Task to complete: Tally every line of the listing where the string "index" is found, and state the total alone.

Stored records:
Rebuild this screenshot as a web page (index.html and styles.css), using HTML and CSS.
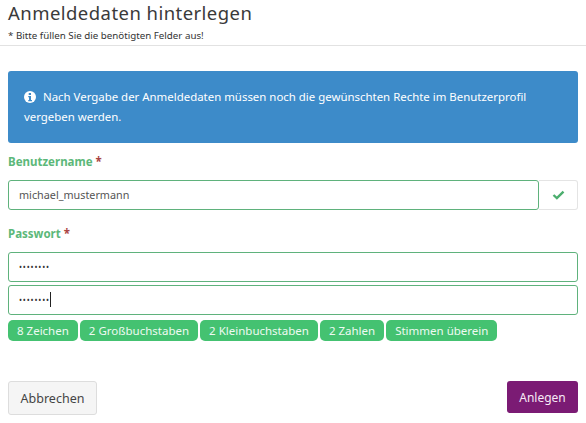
FILE: index.html
```html
<!DOCTYPE html>
<html lang="de">
<head>
<meta charset="utf-8">
<title>Anmeldedaten hinterlegen</title>
<link rel="stylesheet" href="styles.css">
</head>
<body>
<header class="head">
  <h1 class="title">Anmeldedaten hinterlegen</h1>
  <p class="hint">* Bitte füllen Sie die benötigten Felder aus!</p>
</header>
<main class="body">
  <div class="alert">
    <svg class="info" viewBox="0 0 24 24" width="12" height="12"><circle cx="12" cy="12" r="12" fill="#fff"/><rect x="9.5" y="4" width="4.5" height="4" fill="#3d8bc9"/><path d="M8.5 10h5.5v8h2v2.5H8.500V18h1.500v-5.500H8.500z" fill="#3d8bc9"/></svg>
    Nach Vergabe der Anmeldedaten müssen noch die gewünschten Rechte im Benutzerprofil vergeben werden.
  </div>
  <label class="label">Benutzername <span class="req">*</span></label>
  <div class="group">
    <div class="field grow">michael_mustermann</div>
    <div class="addon"><svg viewBox="0 0 14 11" width="13" height="10"><path d="M1.500 5.500L5.200 9 12.500 1.800" fill="none" stroke="#4cae6e" stroke-width="2.600"/></svg></div>
  </div>
  <label class="label second">Passwort <span class="req">*</span></label>
  <div class="field pw"><span class="dots">••••••••</span></div>
  <div class="field pw gap"><span class="dots">••••••••</span><span class="caret"></span></div>
  <div class="badges">
    <span class="badge">8 Zeichen</span>
    <span class="badge">2 Großbuchstaben</span>
    <span class="badge">2 Kleinbuchstaben</span>
    <span class="badge">2 Zahlen</span>
    <span class="badge">Stimmen überein</span>
  </div>
  <div class="actions">
    <button class="btn cancel" type="button">Abbrechen</button>
    <button class="btn create" type="button">Anlegen</button>
  </div>
</main>
</body>
</html>
```

FILE: styles.css
```css
* { box-sizing: border-box; }
html, body { margin: 0; padding: 0; background: #fff; }
body { width: 586px; height: 423px; overflow: hidden; font-family: "Noto Sans", "Open Sans", sans-serif; color: #333; }
.head { height: 46px; padding: 0 8px; border-bottom: 1px solid #e2e2e2; }
.title { margin: 0; font-size: 18.500px; line-height: 25px; font-weight: 400; letter-spacing: 0.450px; color: #3a3a3a; }
.hint { margin: 5px 0 0; font-size: 9.750px; line-height: 12px; color: #333; }
.body { padding: 25px 8px 0; }
.alert { height: 72px; padding: 16px 8px 0 16px; background: #3d8bc9; border-radius: 3px; color: #fff; font-size: 11.430px; line-height: 20px; }
.info { vertical-align: -1.500px; margin-right: 4px; }
.label { display: block; margin-top: 10px; height: 17px; font-size: 11.500px; line-height: 17px; font-weight: 700; color: #5cb879; }
.label.second { margin-top: 15px; }
.req { color: #a94442; }
.group { display: flex; margin-top: 10px; }
.grow { flex: 1; }
.field { height: 30px; padding: 0 10px; border: 1px solid #5fb27c; border-radius: 3px; font-size: 10.800px; line-height: 28px; color: #555; }
.pw { margin-top: 10px; }
.pw.gap { margin-top: 3px; }
.dots { font-size: 8px; letter-spacing: 0.850px; color: #333; vertical-align: 1px; }
.caret { display: inline-block; width: 1px; height: 15px; background: #222; vertical-align: -3px; margin-left: 0; }
.addon { width: 39px; height: 30px; display: flex; align-items: center; justify-content: center; border: 1px solid #e4e4e4; border-left: 0; border-radius: 0 3px 3px 0; }
.badges { display: flex; gap: 2px; margin-top: 5px; }
.badge { height: 21px; padding: 0 9px; background: #44c271; border-radius: 5px; color: #eefaf2; font-size: 11.500px; line-height: 21px; }
.actions { display: flex; justify-content: space-between; align-items: flex-start; margin-top: 40px; }
.btn { font-family: inherit; font-size: 12px; border-radius: 3px; padding: 0; }
.cancel { width: 89px; height: 34px; background: #f5f5f5; border: 1px solid #ddd; color: #444; font-size: 12.500px; }
.create { width: 71px; height: 32px; background: #7b1b74; border: 0; color: #f7eaf6; }
```
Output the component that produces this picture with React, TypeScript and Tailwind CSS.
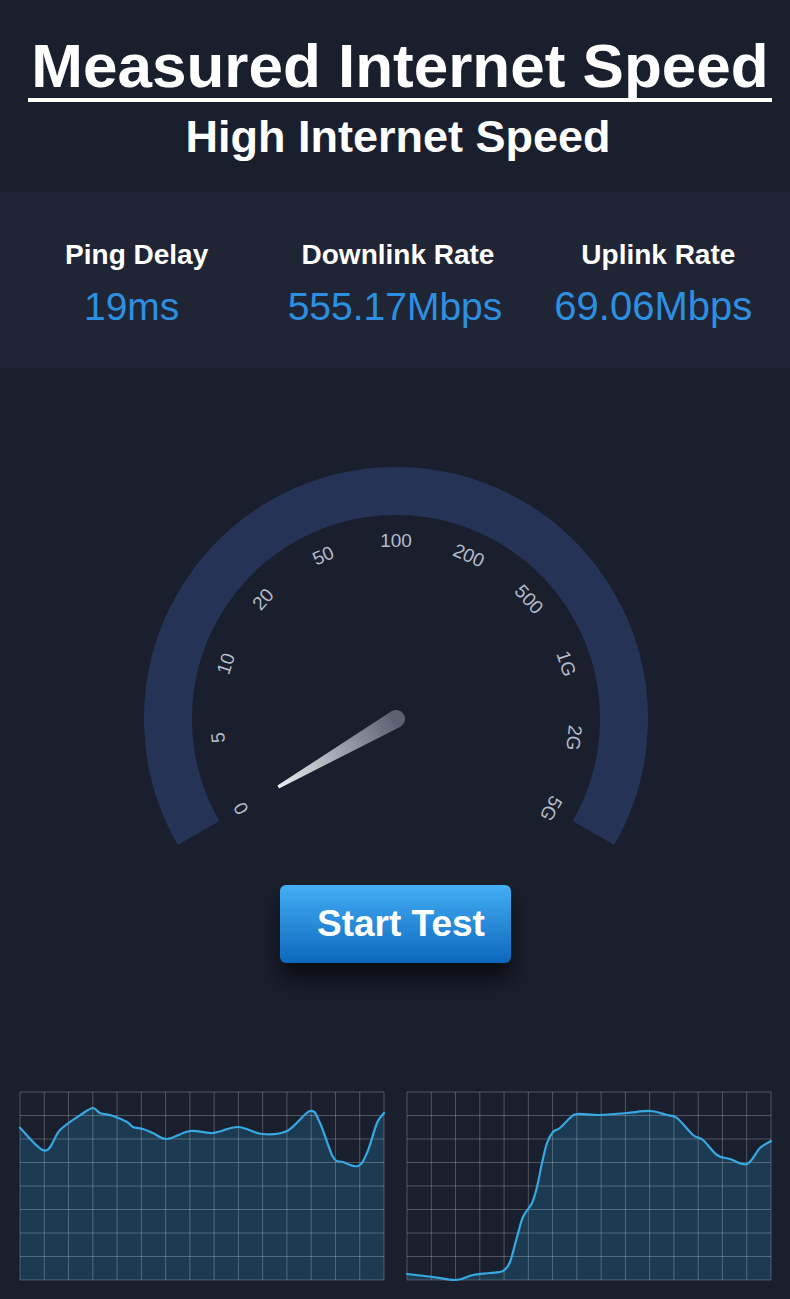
import React from "react";

type Pt = [number, number];

const leftPts: Pt[] = [
  [0, 35.7], [25, 58.7], [40, 38], [62, 22], [73, 16], [80, 21], [93, 24], [107, 30],
  [113, 35], [123, 37], [133, 41], [147, 47], [170, 39], [193, 41], [218, 35],
  [242, 42], [267, 39], [290, 19], [300, 31], [313, 65], [323, 70], [338, 74],
  [347, 61], [357, 31], [364, 21],
];

const rightPts: Pt[] = [
  [0, 182], [26, 185], [49, 188], [66, 183], [83, 181], [96, 179], [103, 170],
  [110, 145], [116, 125], [125, 111], [130, 95], [135, 71], [140, 51], [146, 40],
  [153, 36], [163, 26], [170, 22], [193, 23], [220, 21], [243, 19], [260, 23],
  [270, 26], [286, 43], [296, 48], [310, 63], [323, 67], [340, 72], [353, 56],
  [364, 49],
];

// catmull-rom -> cubic bezier
function smooth(pts: Pt[]) {
  let d = `M ${pts[0][0]} ${pts[0][1]}`;
  for (let i = 0; i < pts.length - 1; i++) {
    const p0 = pts[i - 1] || pts[i];
    const p1 = pts[i];
    const p2 = pts[i + 1];
    const p3 = pts[i + 2] || p2;
    const c1x = p1[0] + (p2[0] - p0[0]) / 6;
    const c1y = p1[1] + (p2[1] - p0[1]) / 6;
    const c2x = p2[0] - (p3[0] - p1[0]) / 6;
    const c2y = p2[1] - (p3[1] - p1[1]) / 6;
    d += ` C ${c1x.toFixed(1)} ${c1y.toFixed(1)} ${c2x.toFixed(1)} ${c2y.toFixed(1)} ${p2[0]} ${p2[1]}`;
  }
  return d;
}

function Chart({ pts }: { pts: Pt[] }) {
  const w = 364;
  const h = 188;
  const line = smooth(pts);
  const cols = Array.from({ length: 16 }, (_, i) => (i * w) / 15);
  const rows = Array.from({ length: 9 }, (_, i) => (i * h) / 8);
  return (
    <svg width={w} height={h} viewBox={`0 0 ${w} ${h}`} className="block overflow-visible">
      <path d={`${line} L ${w} ${h} L 0 ${h} Z`} fill="#1c3a52" />
      {cols.map((x, i) => (
        <line key={"c" + i} x1={x} y1={0} x2={x} y2={h} stroke="rgba(255,255,255,0.24)" strokeWidth={1} />
      ))}
      {rows.map((y, i) => (
        <line key={"r" + i} x1={0} y1={y} x2={w} y2={y} stroke="rgba(255,255,255,0.24)" strokeWidth={1} />
      ))}
      <path d={line} fill="none" stroke="#36a9e4" strokeWidth={2.2} strokeLinecap="round" />
    </svg>
  );
}

const ticks = ["0", "5", "10", "20", "50", "100", "200", "500", "1G", "2G", "5G"];

function Gauge() {
  const cx = 396;
  const cy = 264;
  const r = 228;
  const rad = (deg: number) => (deg * Math.PI) / 180;
  const sx = cx + r * Math.sin(rad(-120));
  const sy = cy - r * Math.cos(rad(-120));
  const ex = cx + r * Math.sin(rad(120));
  const ey = cy - r * Math.cos(rad(120));
  return (
    <svg width={790} height={400} viewBox="0 0 790 400" className="block">
      <defs>
        <linearGradient id="needle" gradientUnits="userSpaceOnUse" x1="0" y1="0" x2="0" y2="-136">
          <stop offset="0" stopColor="#5b6171" />
          <stop offset="1" stopColor="#e9ecf1" />
        </linearGradient>
      </defs>
      <path
        d={`M ${sx} ${sy} A ${r} ${r} 0 1 1 ${ex} ${ey}`}
        fill="none"
        stroke="#253357"
        strokeWidth={48}
      />
      {ticks.map((t, i) => {
        const a = -120 + 24 * i;
        const x = cx + 179 * Math.sin(rad(a));
        const y = cy - 179 * Math.cos(rad(a));
        return (
          <text
            key={t}
            x={x}
            y={y}
            textAnchor="middle"
            dominantBaseline="central"
            transform={`rotate(${a} ${x} ${y})`}
            fill="#b4bccb"
            fontSize={19}
            fontFamily="'Liberation Sans', Arial, sans-serif"
          >
            {t}
          </text>
        );
      })}
      <g transform={`translate(${cx} ${cy}) rotate(-120)`}>
        <path d="M -9 0 L -1.6 -136 L 1.6 -136 L 9 0 A 9 9 0 0 1 -9 0 Z" fill="url(#needle)" />
      </g>
    </svg>
  );
}

export default function App() {
  return (
    <main className="w-[790px] min-h-[1299px] bg-[#1a1f2d] text-white font-['Liberation_Sans',Arial,sans-serif]">
      {/* Header */}
      <header className="bg-[#1a1f2e] pt-[33px] pb-[33px] text-center">
        <div className="ml-[28px] w-[744px] border-b-4 border-white text-[62px] leading-[65px] font-bold">
          Measured Internet Speed
        </div>
        <div className="mt-[12px] pl-[6px] text-[45px] leading-[45px] font-bold">High Internet Speed</div>
      </header>

      {/* Stats */}
      <section className="bg-[#1f2535] pt-[49px] pb-[42px] grid grid-cols-3 text-center">
        <div>
          <div className="pl-[10px] text-[28px] leading-[28px] font-bold">Ping Delay</div>
          <div className="mt-[18px] text-[39px] leading-[39px] text-[#2d8fe0]">19ms</div>
        </div>
        <div>
          <div className="pl-[6px] text-[28px] leading-[28px] font-bold">Downlink Rate</div>
          <div className="mt-[18px] text-[39px] leading-[39px] text-[#2d8fe0]">555.17Mbps</div>
        </div>
        <div>
          <div className="text-[28px] leading-[28px] font-bold">Uplink Rate</div>
          <div className="mt-[18px] pr-[10px] text-[40px] leading-[39px] text-[#2d8fe0]">69.06Mbps</div>
        </div>
      </section>

      {/* Gauge */}
      <section className="pt-[87px] flex flex-col items-center">
        <Gauge />
        <button className="mt-[30px] w-[231px] h-[78px] pl-[12px] rounded-md bg-gradient-to-b from-[#43aff5] to-[#0b67bc] text-[37px] font-bold text-white shadow-[0_16px_22px_rgba(0,0,0,0.6)]">
          Start Test
        </button>
      </section>

      {/* Charts */}
      <section className="mt-[129px] pl-[20px] pb-[19px] flex gap-[23px]">
        <Chart pts={leftPts} />
        <Chart pts={rightPts} />
      </section>
    </main>
  );
}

The solution: 2